Task to complete:
Pull each line holding the word "styles" from the data.

Exercise material:

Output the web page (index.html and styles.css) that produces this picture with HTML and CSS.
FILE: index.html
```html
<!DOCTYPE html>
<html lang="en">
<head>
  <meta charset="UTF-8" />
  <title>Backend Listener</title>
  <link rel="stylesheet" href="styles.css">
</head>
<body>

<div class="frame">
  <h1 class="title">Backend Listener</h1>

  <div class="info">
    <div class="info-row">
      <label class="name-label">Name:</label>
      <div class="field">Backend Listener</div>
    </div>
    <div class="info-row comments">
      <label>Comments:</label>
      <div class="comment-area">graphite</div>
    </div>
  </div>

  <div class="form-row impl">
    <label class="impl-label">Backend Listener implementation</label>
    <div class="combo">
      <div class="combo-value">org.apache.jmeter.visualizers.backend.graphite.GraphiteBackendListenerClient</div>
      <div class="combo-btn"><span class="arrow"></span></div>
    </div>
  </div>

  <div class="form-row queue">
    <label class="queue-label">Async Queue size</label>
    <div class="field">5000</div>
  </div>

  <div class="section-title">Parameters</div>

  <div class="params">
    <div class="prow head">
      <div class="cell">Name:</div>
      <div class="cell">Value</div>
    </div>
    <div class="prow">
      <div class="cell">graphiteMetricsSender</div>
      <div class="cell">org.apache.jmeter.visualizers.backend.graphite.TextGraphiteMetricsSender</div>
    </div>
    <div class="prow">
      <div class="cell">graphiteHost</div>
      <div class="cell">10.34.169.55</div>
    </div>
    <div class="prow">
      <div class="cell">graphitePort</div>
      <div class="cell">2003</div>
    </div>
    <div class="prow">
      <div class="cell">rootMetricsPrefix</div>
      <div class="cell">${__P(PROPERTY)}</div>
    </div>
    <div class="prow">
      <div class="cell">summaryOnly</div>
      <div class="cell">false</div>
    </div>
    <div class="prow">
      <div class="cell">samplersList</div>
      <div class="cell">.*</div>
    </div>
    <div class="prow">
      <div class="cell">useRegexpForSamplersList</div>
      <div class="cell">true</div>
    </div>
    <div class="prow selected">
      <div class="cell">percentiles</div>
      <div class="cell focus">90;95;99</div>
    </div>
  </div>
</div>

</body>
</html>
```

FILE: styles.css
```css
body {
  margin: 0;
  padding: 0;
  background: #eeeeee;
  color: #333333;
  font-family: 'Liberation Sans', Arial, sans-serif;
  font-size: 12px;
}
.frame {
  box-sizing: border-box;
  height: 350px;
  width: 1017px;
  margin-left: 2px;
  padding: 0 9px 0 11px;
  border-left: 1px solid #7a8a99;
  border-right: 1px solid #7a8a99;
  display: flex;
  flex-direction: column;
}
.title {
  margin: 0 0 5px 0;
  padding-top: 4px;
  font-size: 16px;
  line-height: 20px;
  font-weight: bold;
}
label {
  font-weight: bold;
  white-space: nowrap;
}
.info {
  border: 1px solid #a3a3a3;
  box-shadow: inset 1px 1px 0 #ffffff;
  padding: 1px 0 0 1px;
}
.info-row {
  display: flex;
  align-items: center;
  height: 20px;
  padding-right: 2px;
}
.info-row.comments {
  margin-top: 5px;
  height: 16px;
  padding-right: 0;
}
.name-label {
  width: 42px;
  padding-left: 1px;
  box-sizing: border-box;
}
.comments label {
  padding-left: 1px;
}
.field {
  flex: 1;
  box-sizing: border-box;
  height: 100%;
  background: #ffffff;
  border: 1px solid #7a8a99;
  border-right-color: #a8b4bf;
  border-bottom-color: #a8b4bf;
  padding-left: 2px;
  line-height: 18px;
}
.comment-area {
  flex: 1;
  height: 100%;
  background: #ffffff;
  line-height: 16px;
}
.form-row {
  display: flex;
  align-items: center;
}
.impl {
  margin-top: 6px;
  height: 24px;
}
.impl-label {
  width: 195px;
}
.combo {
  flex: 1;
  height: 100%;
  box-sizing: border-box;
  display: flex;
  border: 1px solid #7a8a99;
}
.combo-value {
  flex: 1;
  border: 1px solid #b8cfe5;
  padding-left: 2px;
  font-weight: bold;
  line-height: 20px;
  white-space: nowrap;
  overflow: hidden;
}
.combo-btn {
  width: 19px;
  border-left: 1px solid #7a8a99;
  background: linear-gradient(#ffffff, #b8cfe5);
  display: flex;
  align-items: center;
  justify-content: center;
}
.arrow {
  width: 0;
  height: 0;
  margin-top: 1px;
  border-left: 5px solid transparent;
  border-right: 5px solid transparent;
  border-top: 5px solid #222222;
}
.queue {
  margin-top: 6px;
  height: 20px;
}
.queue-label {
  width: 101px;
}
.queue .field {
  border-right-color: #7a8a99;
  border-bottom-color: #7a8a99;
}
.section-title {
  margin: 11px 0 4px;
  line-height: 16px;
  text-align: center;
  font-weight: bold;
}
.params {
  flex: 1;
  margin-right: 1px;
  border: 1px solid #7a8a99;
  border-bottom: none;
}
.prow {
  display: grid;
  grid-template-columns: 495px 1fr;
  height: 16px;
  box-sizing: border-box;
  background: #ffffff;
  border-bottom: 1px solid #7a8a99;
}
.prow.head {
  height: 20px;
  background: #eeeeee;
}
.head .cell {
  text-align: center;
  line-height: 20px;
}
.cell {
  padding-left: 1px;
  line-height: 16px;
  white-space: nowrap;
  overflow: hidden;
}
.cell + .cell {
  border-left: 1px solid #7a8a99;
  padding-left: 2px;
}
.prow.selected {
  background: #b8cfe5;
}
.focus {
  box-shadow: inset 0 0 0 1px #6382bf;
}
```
...
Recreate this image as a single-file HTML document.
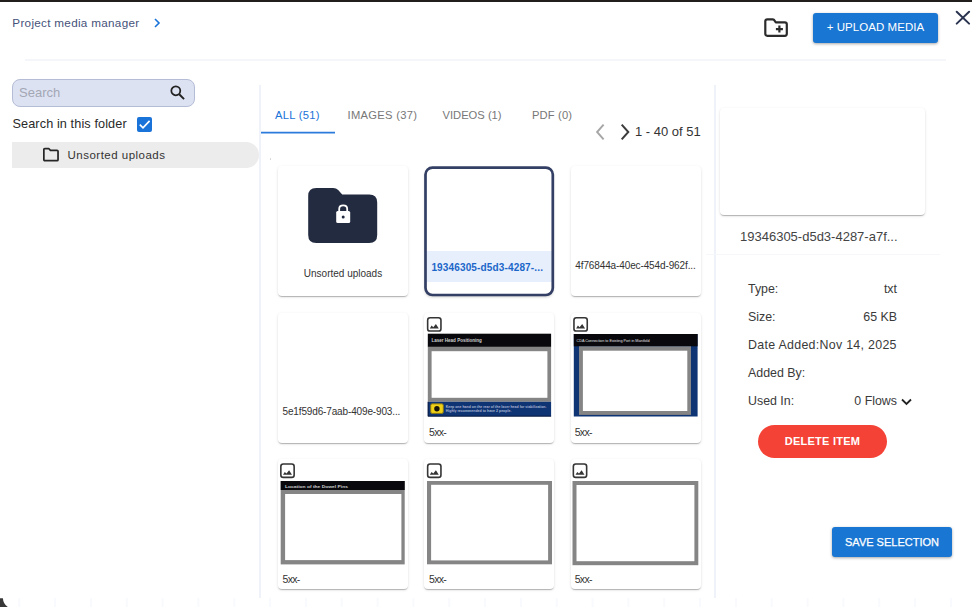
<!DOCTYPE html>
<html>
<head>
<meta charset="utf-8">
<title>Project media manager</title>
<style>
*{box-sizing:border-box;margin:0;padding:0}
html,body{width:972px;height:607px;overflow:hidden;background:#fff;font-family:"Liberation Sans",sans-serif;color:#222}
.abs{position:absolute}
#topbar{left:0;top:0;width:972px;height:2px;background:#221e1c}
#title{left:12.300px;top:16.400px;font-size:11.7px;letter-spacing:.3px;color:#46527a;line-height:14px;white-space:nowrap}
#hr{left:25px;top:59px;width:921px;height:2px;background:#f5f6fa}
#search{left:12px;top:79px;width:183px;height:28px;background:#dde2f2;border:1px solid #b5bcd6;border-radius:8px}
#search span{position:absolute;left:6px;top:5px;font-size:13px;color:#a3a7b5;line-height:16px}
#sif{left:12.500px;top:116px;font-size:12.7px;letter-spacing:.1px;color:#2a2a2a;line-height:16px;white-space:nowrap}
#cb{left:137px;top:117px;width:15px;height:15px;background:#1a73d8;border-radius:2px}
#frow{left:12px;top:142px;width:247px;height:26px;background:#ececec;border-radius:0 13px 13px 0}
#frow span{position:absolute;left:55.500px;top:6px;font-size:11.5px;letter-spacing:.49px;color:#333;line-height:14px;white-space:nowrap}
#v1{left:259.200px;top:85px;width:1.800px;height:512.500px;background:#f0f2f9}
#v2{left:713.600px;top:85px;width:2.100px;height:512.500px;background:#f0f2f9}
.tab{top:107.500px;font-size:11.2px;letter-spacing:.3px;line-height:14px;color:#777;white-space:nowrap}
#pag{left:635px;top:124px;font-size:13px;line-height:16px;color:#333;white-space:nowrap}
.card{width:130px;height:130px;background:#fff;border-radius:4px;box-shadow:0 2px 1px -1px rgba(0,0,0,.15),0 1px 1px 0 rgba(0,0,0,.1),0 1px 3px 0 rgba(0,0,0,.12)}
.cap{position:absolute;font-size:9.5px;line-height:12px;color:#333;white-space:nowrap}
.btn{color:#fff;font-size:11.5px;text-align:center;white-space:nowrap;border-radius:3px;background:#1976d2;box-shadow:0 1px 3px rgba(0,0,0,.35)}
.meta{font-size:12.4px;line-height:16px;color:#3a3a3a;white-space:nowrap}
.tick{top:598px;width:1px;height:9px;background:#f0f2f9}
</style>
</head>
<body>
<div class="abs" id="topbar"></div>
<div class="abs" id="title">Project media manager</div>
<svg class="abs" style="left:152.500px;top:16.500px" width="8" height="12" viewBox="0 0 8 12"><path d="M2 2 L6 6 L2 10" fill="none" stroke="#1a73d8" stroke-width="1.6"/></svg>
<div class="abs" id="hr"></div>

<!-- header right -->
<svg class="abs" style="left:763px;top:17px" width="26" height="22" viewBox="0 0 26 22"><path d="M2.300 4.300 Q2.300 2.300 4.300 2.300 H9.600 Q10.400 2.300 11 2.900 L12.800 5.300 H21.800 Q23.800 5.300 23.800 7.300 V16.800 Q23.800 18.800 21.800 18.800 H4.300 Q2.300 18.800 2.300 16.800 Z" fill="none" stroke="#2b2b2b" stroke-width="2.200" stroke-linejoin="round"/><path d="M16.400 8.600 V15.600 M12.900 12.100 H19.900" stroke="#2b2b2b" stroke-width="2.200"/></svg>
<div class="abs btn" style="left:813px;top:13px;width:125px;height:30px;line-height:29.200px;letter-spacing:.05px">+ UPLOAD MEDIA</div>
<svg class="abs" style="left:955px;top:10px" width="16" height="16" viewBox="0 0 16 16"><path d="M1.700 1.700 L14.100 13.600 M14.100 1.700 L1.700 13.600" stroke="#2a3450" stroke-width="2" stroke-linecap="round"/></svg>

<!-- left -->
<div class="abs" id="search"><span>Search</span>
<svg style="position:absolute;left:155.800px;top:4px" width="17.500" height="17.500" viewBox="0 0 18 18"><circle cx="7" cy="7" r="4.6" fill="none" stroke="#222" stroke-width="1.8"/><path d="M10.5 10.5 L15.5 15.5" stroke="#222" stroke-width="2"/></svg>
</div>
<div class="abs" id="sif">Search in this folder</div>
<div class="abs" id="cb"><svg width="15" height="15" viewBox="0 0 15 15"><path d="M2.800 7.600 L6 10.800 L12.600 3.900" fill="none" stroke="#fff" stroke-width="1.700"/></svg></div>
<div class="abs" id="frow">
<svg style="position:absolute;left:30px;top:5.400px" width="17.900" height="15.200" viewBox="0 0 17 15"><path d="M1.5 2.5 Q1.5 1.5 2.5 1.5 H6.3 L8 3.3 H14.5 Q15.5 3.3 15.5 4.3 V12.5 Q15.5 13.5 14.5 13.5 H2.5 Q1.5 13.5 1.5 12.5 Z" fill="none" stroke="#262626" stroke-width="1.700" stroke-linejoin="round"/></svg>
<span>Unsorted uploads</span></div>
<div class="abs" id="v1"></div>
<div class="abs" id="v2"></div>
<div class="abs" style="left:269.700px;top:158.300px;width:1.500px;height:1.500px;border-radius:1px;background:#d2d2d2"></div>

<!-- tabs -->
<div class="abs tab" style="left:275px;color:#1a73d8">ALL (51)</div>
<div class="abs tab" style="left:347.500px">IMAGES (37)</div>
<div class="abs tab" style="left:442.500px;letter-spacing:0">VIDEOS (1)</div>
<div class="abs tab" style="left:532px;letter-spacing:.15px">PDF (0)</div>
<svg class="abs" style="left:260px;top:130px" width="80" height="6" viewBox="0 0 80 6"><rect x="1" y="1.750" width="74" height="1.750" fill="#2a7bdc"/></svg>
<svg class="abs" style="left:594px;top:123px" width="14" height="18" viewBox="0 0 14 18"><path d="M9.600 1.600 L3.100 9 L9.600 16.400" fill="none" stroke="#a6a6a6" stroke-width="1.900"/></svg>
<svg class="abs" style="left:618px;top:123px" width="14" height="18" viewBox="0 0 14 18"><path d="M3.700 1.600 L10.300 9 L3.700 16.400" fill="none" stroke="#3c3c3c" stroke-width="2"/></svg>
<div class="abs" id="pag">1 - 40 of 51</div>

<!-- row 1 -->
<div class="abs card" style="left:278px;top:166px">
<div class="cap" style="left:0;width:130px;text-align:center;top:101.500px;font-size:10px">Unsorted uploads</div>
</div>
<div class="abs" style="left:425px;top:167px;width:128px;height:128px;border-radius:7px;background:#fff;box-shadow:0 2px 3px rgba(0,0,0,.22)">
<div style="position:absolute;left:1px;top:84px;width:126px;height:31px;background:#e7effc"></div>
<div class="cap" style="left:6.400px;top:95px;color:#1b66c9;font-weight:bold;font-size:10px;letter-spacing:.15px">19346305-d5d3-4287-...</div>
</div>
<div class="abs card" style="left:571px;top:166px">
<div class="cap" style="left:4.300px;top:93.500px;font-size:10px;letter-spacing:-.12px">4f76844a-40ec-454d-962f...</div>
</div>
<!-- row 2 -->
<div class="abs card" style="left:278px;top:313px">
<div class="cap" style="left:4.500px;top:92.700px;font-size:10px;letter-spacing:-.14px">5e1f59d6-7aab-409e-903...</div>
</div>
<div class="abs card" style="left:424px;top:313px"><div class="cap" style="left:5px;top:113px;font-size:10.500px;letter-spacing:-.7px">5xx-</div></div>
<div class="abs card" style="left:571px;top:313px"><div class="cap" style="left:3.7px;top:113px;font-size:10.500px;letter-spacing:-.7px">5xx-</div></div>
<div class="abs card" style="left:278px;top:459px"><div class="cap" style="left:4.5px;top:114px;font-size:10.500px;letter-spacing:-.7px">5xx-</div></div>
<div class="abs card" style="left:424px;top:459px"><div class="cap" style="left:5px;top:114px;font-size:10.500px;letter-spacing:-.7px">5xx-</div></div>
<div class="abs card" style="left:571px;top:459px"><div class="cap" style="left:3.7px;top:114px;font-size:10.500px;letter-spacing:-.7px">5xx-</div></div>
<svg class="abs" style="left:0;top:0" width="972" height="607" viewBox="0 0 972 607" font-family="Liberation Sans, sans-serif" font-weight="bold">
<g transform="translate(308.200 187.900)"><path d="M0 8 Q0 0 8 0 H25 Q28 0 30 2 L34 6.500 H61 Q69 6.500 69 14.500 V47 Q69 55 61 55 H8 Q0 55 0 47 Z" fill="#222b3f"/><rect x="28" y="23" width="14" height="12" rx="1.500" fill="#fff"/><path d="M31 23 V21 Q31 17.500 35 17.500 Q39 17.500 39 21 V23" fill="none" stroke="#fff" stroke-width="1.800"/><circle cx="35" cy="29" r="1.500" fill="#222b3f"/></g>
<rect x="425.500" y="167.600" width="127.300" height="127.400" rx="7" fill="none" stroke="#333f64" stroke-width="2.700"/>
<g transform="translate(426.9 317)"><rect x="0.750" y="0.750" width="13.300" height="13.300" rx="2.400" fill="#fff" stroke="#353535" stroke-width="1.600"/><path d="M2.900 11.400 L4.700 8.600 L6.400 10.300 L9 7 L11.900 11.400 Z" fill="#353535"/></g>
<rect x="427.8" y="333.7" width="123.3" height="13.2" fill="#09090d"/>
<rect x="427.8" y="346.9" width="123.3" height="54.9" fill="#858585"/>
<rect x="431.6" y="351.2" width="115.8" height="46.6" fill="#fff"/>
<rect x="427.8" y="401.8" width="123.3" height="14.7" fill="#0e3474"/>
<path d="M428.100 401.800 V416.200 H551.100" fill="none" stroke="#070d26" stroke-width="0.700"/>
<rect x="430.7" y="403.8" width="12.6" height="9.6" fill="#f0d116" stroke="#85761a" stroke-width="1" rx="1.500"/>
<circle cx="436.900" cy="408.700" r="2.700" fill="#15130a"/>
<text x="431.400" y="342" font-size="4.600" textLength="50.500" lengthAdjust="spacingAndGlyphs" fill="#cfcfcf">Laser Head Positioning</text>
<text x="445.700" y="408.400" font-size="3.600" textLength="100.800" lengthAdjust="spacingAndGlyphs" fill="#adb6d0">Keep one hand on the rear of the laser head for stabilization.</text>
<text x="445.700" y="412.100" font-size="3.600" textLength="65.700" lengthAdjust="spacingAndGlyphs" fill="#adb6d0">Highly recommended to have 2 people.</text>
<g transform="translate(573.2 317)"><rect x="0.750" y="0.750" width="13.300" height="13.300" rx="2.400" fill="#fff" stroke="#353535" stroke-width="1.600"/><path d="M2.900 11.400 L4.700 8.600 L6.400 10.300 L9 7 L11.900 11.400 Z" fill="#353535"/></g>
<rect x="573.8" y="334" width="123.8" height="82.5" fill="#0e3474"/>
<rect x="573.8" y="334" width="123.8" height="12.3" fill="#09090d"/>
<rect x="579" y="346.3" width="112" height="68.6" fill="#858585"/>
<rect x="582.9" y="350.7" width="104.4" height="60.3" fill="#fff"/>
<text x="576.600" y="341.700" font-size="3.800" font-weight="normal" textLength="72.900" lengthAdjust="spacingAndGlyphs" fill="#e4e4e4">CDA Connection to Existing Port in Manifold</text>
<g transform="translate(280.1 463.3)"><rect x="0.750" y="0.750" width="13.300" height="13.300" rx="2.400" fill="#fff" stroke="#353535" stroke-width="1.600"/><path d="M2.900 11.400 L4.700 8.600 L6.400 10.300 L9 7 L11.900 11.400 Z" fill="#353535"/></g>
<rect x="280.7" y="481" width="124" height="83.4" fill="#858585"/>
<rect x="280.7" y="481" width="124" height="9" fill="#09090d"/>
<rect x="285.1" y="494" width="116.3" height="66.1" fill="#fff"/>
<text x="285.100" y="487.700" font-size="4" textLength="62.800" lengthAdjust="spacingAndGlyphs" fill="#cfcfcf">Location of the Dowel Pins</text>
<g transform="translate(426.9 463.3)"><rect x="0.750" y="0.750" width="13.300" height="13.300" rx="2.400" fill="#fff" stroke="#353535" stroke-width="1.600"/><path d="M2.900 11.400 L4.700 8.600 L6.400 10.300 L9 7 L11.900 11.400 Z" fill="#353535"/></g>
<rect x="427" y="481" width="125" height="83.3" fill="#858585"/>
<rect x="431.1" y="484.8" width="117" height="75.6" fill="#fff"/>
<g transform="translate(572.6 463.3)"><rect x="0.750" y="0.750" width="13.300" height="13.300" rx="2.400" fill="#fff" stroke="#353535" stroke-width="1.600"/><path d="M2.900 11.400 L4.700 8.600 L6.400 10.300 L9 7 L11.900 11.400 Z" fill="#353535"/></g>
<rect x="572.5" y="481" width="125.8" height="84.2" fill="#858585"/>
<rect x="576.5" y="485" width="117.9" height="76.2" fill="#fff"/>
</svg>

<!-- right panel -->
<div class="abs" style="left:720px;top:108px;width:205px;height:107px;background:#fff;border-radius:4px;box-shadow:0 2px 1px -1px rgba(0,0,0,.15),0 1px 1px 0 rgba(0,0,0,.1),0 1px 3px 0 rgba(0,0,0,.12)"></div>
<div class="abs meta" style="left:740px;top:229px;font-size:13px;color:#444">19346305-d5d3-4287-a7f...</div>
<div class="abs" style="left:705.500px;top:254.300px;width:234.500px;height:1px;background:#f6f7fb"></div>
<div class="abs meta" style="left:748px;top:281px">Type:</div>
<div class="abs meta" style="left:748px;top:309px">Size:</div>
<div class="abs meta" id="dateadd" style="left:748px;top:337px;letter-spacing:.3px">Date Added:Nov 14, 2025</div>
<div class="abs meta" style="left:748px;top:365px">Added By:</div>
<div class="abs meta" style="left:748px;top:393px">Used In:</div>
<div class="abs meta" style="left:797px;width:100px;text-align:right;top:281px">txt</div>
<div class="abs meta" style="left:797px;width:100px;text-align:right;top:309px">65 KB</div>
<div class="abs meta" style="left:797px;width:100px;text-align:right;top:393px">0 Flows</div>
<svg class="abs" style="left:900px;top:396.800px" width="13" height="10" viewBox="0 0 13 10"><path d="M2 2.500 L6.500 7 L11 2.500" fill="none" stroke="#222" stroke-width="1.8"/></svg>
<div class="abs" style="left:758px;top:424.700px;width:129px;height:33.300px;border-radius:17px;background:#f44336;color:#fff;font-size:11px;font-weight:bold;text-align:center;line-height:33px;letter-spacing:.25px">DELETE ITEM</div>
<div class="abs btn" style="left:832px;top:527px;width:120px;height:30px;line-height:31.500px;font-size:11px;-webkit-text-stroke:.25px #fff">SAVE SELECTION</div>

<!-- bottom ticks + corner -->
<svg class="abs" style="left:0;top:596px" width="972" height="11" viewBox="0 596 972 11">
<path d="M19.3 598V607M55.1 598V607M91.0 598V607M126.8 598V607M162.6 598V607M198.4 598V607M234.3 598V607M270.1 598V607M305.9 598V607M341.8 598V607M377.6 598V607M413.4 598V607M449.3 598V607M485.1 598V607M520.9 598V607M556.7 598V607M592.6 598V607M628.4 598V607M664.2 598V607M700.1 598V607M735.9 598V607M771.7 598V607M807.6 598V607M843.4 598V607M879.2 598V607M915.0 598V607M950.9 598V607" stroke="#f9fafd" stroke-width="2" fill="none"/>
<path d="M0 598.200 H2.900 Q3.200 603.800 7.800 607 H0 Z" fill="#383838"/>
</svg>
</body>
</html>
...
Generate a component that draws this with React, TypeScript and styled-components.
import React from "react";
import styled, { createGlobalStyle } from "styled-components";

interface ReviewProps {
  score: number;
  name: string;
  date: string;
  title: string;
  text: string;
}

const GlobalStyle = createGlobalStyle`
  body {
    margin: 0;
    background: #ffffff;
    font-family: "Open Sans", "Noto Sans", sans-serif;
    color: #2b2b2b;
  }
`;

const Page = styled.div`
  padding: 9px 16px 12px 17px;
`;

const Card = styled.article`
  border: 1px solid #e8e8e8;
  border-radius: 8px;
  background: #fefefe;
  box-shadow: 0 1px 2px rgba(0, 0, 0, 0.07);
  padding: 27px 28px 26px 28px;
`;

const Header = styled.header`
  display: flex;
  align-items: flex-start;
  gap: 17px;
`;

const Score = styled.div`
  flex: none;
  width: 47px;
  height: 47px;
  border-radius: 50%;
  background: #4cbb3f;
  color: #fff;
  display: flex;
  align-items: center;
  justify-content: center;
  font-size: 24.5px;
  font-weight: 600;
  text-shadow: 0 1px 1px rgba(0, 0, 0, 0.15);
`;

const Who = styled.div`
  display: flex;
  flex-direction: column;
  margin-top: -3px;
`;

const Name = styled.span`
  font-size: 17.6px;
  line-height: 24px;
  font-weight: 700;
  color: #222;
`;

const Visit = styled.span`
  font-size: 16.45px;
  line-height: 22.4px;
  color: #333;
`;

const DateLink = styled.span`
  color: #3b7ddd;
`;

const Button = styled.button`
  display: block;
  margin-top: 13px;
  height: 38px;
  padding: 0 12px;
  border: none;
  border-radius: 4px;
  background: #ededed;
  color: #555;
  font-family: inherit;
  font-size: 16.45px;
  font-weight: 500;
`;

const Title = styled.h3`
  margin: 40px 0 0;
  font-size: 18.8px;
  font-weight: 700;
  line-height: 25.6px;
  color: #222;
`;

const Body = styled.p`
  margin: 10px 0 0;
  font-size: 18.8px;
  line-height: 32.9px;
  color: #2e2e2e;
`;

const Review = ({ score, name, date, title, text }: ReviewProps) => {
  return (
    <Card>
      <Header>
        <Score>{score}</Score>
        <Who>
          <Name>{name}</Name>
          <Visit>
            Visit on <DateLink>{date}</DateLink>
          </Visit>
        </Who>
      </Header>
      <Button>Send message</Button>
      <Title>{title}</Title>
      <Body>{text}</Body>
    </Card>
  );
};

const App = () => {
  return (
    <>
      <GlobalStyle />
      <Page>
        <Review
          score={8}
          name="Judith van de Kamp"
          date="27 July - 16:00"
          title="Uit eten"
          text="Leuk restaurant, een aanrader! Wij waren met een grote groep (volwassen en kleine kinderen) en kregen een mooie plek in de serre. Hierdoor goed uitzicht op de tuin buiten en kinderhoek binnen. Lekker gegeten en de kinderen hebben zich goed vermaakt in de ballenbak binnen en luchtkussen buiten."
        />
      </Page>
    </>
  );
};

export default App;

Answer for the task:
Output the web page (index.html and styles.css) that produces this picture with HTML and CSS.
  <link rel="stylesheet" href="styles.css">
FILE: styles.css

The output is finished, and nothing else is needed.